As Tillman explained in last month’s Uncut feature, it’s searingly personal stuff. Ostensibly, the album follows what Paul Simon called the arc of a love affair, covering the period when he met, romanced and committed to his wife Emma, but it’s really about one man’s struggle to accept love and hope into his life. In a record peppered with colourful lines, the key lyric is a matter-of-fact one, buried amid the thick, soulful stomp of “When You’re Smiling And Astride Me”: “I can hardly believe I found you / And I’m terrified by that.”
This is love red in tooth and claw. There is romance here, but there’s also raw sexual need, jealousy, druggy paranoia, hissy fits, over-sharing and megalomania. “Chateau Lobby #4 (In C For Two Virgins)” manages to be both bawdy – “I want to take you in the kitchen / Lift up your wedding dress…” – and touchingly innocent, depicting the couple’s first sexual tryst as though it was the very first time for them both. An instantly memorable SoCal pop confection, with its mariachi flourishes and wonderful swelling bridge it’s like Love in love. That first euphoric flush gives way to the jealously of the long distance lover on the plush, artfully conceived country-soul of “Nothing Good Ever Happens At The Goddamn Thirsty Crow”, where Tillman stares into the abyss from an Ibis hotel in Germany. “Holy Shit”, written the day before his wedding, compiles all the reasons stacked up against taking the plunge. The very act of falling in love clearly defies all logic, and yet Tillman is defiant: “I fail to see what all of that has to do with you and me.”
Co-produced again with Jonathan Wilson, the album bristles with richness and bespoke detail. “Bored In The USA” is a spare piano ballad lifted to sublime heights by restrained strings, disquieting sampled laughter and one of several stunning vocal performances. The sparkling “Strange Encounter” has Spectoresque drums and a buzzing guitar solo, while the Byrdsy “The Night Josh Tillman Came To Our Apt.” (I Love You, Honeybear is the kind of self-portrait in which autobiography frequently elides into self-mythology) is another sweet and sour pick-and-mix of unspeakably tender music and hilariously caustic lyrics.

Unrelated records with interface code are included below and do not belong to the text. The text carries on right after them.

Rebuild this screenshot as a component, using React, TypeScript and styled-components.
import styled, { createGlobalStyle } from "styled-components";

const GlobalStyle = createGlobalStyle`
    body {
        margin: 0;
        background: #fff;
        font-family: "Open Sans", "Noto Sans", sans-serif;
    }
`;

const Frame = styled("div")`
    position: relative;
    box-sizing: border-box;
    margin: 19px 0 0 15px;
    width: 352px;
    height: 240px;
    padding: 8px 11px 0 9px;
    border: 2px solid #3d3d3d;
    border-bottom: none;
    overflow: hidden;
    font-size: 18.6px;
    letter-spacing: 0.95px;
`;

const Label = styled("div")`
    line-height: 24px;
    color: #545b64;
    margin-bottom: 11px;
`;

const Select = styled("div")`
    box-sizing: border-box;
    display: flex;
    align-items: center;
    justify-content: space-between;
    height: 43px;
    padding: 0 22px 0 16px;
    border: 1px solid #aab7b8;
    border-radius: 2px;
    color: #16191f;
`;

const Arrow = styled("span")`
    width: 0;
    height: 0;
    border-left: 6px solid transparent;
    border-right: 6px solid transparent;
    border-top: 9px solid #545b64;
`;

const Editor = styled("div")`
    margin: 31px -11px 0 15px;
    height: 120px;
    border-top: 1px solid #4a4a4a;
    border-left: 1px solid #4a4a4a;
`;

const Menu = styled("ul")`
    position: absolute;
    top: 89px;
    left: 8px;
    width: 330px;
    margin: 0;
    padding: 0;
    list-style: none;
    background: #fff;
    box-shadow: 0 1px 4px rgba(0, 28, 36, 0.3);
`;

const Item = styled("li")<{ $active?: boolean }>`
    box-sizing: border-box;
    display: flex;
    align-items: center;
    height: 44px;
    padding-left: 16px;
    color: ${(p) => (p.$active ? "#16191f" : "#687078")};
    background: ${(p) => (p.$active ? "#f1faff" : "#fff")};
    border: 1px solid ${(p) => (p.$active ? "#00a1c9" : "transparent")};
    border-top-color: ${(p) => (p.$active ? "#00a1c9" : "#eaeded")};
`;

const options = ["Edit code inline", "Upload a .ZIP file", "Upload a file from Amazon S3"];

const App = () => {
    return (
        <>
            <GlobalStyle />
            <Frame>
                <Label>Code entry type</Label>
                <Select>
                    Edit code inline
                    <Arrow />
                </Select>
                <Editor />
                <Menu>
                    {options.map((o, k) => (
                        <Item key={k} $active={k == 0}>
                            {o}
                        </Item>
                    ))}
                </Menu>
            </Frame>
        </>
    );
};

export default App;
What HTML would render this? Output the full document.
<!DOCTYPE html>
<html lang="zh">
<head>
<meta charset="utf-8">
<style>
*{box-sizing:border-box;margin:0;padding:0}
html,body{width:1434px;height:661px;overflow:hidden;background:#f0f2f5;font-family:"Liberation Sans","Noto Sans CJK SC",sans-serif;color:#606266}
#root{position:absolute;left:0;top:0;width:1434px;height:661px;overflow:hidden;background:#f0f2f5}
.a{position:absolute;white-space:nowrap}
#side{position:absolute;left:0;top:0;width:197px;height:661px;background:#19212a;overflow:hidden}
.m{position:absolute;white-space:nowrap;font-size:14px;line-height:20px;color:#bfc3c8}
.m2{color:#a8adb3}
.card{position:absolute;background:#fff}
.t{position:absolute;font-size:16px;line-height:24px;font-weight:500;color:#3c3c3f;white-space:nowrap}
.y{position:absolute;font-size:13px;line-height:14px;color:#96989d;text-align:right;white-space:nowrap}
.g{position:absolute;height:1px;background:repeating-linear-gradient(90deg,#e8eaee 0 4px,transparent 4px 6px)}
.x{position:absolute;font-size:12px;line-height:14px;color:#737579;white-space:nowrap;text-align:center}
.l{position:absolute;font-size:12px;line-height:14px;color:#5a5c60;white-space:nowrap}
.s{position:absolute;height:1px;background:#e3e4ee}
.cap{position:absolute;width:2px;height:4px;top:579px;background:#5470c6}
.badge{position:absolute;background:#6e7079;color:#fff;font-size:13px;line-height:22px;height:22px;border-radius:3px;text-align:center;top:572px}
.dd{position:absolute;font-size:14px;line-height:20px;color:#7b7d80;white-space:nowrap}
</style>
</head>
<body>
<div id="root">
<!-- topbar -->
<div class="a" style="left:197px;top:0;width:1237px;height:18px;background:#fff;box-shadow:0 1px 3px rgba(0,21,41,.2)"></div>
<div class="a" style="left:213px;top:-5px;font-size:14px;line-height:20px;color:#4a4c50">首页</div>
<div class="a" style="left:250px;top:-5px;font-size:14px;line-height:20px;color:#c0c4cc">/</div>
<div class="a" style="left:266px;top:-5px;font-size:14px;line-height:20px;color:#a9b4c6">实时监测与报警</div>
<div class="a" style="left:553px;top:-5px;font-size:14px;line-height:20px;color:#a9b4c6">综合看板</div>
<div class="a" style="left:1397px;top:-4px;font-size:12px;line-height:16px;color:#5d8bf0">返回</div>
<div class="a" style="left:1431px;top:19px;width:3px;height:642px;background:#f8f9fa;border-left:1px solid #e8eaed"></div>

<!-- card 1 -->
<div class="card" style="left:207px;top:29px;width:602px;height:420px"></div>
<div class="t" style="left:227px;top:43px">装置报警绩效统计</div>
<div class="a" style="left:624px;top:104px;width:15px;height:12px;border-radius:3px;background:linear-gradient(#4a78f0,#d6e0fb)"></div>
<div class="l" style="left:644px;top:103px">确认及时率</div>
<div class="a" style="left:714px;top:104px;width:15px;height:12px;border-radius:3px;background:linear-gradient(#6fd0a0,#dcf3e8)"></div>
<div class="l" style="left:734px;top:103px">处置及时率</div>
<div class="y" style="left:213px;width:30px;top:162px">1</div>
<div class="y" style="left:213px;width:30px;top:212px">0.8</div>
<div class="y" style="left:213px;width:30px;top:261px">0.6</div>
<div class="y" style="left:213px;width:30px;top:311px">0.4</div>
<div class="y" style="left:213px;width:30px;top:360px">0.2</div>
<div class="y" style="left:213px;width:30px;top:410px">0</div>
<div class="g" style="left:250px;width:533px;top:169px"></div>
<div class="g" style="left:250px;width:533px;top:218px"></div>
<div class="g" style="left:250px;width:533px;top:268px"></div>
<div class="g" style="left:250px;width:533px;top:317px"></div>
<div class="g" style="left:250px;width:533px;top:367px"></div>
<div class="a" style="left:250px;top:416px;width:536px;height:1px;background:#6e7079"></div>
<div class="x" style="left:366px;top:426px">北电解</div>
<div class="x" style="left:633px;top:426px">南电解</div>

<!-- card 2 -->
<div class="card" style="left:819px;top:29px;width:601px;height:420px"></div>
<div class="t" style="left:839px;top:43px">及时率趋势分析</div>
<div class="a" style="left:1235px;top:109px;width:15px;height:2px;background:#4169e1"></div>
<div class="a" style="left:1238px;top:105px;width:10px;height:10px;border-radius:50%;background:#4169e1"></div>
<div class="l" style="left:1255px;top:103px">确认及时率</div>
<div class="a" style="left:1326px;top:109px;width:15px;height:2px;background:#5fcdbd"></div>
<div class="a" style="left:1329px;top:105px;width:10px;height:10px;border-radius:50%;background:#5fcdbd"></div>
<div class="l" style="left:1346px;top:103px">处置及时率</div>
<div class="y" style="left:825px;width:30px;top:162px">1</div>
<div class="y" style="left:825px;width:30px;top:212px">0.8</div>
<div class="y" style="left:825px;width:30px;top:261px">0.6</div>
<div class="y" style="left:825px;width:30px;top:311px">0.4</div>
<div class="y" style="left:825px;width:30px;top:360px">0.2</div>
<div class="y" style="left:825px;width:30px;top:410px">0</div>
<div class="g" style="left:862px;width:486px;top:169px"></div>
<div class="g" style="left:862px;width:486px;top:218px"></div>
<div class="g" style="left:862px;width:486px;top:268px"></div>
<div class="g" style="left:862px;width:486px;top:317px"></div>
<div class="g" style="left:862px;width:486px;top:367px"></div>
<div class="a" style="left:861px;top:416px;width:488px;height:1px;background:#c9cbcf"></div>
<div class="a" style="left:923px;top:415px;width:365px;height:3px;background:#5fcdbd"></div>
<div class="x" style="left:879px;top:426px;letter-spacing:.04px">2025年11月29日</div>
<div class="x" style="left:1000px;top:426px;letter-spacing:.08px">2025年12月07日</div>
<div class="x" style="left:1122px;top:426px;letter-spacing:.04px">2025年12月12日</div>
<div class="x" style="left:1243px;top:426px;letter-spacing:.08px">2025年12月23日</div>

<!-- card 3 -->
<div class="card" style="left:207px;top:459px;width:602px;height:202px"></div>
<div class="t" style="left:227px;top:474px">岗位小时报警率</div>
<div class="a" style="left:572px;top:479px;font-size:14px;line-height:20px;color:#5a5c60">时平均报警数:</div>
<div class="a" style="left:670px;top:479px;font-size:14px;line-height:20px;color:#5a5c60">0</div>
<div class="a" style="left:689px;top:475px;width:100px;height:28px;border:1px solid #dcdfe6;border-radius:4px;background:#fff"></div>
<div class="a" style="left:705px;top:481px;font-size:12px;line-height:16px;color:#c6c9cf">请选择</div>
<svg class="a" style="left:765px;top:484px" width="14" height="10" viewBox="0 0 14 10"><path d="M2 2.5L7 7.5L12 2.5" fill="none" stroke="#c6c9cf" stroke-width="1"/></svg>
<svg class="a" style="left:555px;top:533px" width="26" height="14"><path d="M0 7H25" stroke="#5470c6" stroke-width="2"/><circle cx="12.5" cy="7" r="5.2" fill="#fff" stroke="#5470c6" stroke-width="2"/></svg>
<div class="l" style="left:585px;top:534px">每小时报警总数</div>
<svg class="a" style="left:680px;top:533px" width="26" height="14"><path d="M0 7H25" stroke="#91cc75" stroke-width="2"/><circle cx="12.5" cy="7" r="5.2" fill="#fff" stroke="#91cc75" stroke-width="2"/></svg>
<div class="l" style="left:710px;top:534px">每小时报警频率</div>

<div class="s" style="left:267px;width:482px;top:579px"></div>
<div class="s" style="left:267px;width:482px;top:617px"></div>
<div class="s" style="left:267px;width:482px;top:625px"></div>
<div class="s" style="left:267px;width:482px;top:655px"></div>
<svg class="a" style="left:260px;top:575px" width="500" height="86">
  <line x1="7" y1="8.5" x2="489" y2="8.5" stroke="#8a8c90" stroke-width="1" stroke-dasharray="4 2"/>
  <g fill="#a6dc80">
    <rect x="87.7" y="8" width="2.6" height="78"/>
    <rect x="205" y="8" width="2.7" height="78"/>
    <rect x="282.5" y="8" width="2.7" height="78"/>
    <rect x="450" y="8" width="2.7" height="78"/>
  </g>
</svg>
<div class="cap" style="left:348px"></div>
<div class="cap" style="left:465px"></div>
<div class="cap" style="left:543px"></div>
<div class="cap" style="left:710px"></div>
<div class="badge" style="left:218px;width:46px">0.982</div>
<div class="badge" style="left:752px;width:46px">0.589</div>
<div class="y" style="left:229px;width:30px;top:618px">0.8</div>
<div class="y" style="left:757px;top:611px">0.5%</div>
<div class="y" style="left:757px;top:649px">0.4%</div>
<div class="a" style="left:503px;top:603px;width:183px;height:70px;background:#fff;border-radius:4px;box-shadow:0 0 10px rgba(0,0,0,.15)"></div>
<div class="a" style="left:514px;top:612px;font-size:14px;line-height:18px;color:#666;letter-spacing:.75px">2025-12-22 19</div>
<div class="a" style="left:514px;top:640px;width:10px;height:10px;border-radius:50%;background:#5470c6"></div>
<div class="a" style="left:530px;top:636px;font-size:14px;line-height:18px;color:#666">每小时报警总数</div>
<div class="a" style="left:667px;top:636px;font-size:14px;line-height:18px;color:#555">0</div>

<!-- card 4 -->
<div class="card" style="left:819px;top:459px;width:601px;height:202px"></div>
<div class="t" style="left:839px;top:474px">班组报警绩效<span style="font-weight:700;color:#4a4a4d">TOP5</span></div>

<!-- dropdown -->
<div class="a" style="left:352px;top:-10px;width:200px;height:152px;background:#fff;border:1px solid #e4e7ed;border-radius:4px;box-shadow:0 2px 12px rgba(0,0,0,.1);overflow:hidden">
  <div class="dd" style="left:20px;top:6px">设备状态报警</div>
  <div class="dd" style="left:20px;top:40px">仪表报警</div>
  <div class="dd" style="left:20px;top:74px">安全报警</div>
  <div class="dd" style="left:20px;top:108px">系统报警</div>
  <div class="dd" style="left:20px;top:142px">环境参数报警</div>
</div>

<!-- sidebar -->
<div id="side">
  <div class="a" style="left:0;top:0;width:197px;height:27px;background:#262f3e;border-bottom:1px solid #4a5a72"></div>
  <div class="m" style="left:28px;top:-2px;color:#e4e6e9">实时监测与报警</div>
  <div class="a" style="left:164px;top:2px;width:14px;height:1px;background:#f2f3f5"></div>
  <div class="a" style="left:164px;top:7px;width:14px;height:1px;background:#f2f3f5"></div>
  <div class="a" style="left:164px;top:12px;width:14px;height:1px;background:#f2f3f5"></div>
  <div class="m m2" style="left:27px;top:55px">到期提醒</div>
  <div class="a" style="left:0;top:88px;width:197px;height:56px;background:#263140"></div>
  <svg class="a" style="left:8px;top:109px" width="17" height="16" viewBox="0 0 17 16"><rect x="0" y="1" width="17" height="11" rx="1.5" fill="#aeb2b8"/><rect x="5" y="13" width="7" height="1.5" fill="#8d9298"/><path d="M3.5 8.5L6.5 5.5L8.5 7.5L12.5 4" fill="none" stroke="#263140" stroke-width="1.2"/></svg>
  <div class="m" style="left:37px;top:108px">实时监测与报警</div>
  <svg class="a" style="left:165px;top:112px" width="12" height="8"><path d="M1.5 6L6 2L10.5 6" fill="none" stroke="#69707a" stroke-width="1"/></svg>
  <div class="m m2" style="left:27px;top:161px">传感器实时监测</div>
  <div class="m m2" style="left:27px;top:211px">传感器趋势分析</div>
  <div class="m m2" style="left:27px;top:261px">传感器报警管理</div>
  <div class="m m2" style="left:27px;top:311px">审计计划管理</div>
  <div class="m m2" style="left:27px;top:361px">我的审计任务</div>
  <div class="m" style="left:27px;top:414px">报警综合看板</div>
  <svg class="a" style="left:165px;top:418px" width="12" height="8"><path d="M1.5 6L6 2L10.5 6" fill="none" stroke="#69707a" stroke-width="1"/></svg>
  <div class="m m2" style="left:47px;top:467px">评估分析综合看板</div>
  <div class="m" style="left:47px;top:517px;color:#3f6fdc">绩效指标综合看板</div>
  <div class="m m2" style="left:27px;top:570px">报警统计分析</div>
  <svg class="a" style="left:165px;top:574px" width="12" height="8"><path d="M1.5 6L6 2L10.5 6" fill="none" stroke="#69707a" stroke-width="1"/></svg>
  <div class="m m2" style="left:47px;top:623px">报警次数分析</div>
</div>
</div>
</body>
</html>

Only “True Affection” seems misjudged, a synthetic pop song which fits the narrative but which roams too far from the defining mood of the album.
Otherwise, there is a neatly circularity to it all. On the opening title track Tillman is content to settle for solidarity in mutual distress, as though finding another damaged person with whom to share his sadness is about the best he can hope for. The prize that emerges as the record unfolds, however, is not merely solace but transformation. By the closing track, the bewitching “I Went To The Store One Day”, Tillman seems dazed to discover that his world could be so completely turned upside down. “Seen you around, what’s your name?” he sings, remembering the very first encounter with Emma outside the local store. From such banal beginnings a new life – and a truly compelling new album – have bloomed.
Q&A
Josh Tillman
You’ve talked about “chasing the sound” for this record. Can you elucidate?
This album is a monument to second guessing. I was afraid that it was going to be sentimental, because of the subject matter, and I was terrified of trivialising the experiences that inform the album. I couldn’t get the soufflé to rise, and I couldn’t until Emma said to me, “You just can’t be afraid to let these songs be beautiful.” Once I got that I wasn’t making the album I made last time, and that I didn’t know myself artistically as well as I thought I did, things really started to come together.
Was it a struggle to allow yourself to reveal so much?
If you’re going to write songs about this topic, they really have to be written in the moment. There are a lot of ugly sentiments on the album – there are some emotions that I’m not particularly proud of, or are not a good prescription for human living, but everything had to stay in there or else it was going to be garbage. From a distance it’s a love album, but the closer you get it’s really about me and my problems with intimacy.
Is it a concept album?
I think to all intents and purposes it’s a conceptual album. Every time you insert yourself into your art, you become a character.